Task directions ▸ All lines from the beginning of the listing through the line with "string; ratio: number;" are to be copied word for word; the pictures are not.

** Start Dataset excerpt **

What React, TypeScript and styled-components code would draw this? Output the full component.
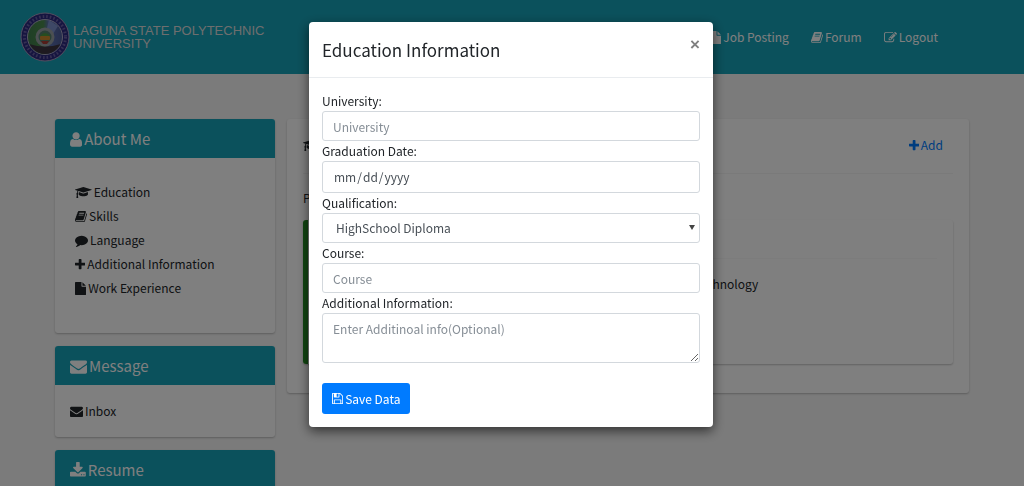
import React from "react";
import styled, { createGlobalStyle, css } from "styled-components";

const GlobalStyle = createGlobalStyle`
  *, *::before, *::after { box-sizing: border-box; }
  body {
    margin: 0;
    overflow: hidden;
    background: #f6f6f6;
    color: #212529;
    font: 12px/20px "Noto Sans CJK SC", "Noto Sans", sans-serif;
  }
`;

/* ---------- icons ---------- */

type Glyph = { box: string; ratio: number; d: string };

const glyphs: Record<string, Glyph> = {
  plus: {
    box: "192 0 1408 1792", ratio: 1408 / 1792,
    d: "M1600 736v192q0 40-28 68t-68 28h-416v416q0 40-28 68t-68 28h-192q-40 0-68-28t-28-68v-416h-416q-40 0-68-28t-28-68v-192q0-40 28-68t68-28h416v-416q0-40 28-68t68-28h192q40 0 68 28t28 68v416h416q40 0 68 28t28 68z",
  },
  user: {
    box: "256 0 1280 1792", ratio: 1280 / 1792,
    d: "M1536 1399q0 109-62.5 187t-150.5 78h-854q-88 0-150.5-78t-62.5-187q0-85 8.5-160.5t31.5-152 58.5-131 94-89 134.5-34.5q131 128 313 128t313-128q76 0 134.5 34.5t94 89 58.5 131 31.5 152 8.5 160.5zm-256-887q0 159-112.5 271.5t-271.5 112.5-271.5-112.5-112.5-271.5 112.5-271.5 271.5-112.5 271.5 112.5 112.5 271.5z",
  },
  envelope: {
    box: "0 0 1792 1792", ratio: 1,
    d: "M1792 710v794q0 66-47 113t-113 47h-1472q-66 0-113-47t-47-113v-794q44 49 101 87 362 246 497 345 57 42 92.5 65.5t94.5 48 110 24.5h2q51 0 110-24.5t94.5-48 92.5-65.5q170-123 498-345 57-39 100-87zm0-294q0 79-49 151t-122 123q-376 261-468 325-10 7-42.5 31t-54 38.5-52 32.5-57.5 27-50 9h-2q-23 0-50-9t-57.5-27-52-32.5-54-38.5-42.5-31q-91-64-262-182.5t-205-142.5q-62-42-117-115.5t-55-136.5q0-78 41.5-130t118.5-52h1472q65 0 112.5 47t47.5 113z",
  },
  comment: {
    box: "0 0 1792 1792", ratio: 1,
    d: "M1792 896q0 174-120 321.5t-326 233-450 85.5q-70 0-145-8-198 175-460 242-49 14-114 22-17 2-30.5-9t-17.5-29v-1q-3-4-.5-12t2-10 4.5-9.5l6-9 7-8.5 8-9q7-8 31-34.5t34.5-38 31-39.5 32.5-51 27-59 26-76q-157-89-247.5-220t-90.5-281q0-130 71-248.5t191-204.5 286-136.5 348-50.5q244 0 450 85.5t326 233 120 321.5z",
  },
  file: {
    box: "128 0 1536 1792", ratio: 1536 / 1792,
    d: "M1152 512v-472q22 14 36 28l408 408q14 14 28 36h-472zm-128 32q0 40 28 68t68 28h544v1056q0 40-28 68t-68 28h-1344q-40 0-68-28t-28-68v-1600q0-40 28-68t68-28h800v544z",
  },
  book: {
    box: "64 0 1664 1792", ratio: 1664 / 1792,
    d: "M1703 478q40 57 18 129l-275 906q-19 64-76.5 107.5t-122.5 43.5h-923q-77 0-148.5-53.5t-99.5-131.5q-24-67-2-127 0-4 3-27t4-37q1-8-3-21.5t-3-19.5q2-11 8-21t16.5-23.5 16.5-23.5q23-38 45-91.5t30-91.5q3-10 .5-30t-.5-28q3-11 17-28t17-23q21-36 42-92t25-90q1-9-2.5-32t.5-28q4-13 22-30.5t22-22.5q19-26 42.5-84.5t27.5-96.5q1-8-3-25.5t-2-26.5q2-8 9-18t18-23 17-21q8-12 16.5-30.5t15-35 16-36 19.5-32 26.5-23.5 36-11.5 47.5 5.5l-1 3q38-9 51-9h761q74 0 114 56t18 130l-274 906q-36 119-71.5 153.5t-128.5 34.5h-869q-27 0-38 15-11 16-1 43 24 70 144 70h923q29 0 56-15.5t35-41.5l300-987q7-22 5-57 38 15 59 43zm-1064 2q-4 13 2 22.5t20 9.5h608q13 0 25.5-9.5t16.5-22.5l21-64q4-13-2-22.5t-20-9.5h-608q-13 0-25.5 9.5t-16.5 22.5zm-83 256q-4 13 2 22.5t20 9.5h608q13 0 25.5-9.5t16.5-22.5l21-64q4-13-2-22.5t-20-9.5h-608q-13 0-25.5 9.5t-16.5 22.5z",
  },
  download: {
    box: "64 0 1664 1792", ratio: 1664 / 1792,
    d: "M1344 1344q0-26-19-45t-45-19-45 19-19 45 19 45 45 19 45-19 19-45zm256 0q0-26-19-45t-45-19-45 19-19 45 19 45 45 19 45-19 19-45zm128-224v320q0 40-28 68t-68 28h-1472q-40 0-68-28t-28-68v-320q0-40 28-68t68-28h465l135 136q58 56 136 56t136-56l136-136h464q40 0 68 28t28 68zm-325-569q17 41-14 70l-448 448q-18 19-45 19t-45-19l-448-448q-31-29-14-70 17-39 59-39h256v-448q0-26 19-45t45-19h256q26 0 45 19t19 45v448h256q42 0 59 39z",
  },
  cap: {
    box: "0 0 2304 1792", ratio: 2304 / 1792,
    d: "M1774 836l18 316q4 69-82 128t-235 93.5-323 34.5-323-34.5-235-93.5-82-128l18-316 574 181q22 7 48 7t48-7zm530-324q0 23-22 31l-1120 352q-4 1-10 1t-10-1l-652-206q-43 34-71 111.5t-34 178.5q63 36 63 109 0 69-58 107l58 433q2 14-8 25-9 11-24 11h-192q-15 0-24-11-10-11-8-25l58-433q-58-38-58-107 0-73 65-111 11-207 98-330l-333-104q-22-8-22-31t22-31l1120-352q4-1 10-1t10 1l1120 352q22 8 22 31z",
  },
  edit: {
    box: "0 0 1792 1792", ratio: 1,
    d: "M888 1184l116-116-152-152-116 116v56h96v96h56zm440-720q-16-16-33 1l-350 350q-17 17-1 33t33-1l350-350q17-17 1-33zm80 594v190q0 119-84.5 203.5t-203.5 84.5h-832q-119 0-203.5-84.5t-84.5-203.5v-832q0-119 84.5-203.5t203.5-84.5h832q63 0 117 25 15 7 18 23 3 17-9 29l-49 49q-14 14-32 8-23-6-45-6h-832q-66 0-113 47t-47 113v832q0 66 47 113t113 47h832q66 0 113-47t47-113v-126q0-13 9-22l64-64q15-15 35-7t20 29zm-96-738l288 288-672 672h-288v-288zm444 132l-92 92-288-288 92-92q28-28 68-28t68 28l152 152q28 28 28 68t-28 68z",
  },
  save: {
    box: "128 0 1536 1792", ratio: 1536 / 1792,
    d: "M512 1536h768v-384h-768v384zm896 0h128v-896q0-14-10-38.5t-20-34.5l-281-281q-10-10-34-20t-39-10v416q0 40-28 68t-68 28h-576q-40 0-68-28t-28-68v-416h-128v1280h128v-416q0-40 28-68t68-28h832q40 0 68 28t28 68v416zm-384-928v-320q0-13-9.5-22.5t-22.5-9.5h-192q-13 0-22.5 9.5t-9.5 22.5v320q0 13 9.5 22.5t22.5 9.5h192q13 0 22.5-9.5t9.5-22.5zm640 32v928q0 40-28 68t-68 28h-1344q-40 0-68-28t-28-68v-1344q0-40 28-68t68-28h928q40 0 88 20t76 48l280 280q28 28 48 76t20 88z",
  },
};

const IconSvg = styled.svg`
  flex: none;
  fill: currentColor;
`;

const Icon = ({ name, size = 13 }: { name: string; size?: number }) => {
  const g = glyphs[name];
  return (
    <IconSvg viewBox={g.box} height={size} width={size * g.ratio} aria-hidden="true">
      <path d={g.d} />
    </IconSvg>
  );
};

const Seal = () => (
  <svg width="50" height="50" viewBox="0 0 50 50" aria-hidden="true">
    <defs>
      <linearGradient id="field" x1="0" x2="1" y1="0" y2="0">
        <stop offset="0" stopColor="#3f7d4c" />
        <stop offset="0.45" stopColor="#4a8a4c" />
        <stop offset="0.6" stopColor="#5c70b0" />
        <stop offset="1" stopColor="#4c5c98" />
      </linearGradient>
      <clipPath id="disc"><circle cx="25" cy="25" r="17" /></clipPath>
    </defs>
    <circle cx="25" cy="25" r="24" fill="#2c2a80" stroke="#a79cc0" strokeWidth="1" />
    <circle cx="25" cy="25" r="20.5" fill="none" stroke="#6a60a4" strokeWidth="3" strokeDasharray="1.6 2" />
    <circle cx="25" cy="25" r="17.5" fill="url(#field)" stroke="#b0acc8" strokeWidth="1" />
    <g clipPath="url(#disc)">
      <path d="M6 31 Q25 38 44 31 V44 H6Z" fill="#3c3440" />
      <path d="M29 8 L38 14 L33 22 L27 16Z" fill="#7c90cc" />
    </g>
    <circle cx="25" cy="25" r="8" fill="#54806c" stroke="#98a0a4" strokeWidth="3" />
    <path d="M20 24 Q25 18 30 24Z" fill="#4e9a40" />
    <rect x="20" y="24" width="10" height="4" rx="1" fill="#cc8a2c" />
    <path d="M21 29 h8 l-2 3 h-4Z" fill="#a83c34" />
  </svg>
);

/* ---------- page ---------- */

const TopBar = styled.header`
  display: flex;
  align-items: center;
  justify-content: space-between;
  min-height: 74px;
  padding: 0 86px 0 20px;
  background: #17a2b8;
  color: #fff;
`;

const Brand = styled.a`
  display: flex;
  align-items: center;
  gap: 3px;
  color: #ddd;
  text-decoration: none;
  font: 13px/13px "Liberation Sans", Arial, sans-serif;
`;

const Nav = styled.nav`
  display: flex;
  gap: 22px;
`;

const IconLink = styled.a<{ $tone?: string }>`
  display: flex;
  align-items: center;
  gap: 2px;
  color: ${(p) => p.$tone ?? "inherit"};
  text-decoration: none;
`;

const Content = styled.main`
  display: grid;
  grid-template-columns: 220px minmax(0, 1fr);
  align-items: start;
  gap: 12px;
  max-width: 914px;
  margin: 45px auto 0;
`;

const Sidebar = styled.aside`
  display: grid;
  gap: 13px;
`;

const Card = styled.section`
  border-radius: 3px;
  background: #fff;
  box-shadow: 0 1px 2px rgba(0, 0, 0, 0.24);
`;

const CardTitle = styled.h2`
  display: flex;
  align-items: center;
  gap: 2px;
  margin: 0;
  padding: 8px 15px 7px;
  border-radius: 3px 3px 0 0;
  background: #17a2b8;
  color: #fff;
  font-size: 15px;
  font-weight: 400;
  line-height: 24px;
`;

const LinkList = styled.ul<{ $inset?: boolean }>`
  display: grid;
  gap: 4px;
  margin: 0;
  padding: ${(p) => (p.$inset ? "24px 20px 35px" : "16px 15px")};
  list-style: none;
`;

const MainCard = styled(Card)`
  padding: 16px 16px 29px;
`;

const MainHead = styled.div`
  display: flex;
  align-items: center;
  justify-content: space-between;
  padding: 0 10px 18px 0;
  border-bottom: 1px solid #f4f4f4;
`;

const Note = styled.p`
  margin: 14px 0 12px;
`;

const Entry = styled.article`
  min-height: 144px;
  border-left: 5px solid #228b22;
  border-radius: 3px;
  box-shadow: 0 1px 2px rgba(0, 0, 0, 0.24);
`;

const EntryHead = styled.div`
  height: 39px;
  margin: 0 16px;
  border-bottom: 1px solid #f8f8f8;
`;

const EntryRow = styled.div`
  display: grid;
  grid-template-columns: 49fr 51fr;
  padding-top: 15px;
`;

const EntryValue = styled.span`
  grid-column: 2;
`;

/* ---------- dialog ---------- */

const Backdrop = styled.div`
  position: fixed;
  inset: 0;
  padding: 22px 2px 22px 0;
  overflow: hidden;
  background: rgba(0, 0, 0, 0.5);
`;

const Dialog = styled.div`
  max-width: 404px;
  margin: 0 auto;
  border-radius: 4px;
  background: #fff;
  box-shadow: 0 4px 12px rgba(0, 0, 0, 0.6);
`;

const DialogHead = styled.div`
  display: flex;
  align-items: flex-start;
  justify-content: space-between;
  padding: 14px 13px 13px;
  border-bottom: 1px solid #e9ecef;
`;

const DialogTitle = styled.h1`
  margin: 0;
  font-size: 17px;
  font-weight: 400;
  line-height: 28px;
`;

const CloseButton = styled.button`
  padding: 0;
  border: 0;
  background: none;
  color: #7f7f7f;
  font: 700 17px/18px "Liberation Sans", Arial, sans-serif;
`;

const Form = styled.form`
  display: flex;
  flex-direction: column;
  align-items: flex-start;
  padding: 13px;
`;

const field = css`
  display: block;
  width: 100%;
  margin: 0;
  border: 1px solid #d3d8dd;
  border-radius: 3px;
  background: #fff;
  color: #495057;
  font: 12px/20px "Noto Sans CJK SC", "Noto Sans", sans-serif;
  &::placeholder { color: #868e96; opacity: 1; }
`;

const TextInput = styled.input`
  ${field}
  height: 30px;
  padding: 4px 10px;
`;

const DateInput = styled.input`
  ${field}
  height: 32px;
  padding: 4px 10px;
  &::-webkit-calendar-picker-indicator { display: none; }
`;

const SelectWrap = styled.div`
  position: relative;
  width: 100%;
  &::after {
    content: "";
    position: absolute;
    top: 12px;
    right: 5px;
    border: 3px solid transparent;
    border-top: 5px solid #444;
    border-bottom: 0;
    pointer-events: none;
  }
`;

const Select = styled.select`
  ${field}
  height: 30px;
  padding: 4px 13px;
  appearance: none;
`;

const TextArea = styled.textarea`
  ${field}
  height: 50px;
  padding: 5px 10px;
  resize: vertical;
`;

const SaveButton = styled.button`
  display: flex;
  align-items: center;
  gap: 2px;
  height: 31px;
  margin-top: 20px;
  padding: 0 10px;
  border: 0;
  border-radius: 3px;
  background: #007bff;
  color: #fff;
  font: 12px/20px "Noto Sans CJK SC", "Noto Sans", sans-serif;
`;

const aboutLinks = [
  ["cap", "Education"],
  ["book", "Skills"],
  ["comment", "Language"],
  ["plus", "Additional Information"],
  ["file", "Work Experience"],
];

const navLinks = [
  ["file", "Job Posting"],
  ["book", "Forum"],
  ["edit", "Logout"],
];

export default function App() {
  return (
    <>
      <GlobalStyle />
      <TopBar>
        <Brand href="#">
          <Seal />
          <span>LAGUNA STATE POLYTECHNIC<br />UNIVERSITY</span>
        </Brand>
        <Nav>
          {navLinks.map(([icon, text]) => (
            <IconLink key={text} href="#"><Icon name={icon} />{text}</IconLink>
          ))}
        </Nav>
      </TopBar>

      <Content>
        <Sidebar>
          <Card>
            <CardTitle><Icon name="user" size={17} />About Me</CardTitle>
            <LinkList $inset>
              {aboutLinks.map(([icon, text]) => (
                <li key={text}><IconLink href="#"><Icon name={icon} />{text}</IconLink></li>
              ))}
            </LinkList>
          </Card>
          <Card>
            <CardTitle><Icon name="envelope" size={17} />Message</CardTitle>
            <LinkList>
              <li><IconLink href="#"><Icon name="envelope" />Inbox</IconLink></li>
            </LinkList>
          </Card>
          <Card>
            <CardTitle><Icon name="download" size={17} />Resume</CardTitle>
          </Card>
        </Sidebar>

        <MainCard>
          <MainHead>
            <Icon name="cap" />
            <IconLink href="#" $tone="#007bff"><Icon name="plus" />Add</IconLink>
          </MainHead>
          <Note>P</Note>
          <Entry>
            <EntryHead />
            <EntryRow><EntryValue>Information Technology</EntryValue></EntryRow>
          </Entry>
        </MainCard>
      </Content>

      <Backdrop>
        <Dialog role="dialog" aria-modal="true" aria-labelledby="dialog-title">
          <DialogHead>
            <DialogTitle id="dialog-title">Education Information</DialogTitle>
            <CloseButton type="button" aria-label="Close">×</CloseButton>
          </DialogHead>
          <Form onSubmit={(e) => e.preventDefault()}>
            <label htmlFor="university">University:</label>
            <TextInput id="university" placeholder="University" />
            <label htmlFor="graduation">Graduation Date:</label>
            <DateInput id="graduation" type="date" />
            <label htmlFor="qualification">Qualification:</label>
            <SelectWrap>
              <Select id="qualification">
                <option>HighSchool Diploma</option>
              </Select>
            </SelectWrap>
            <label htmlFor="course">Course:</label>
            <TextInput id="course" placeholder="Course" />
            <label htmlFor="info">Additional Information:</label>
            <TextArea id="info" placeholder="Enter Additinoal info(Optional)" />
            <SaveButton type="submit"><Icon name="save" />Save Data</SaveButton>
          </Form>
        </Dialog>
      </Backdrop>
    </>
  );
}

** End Dataset excerpt **

Solution to this exercise ▸
What React, TypeScript and styled-components code would draw this? Output the full component.
import React from "react";
import styled, { createGlobalStyle, css } from "styled-components";

const GlobalStyle = createGlobalStyle`
  *, *::before, *::after { box-sizing: border-box; }
  body {
    margin: 0;
    overflow: hidden;
    background: #f6f6f6;
    color: #212529;
    font: 12px/20px "Noto Sans CJK SC", "Noto Sans", sans-serif;
  }
`;

/* ---------- icons ---------- */

type Glyph = { box: string; ratio: number; d: string };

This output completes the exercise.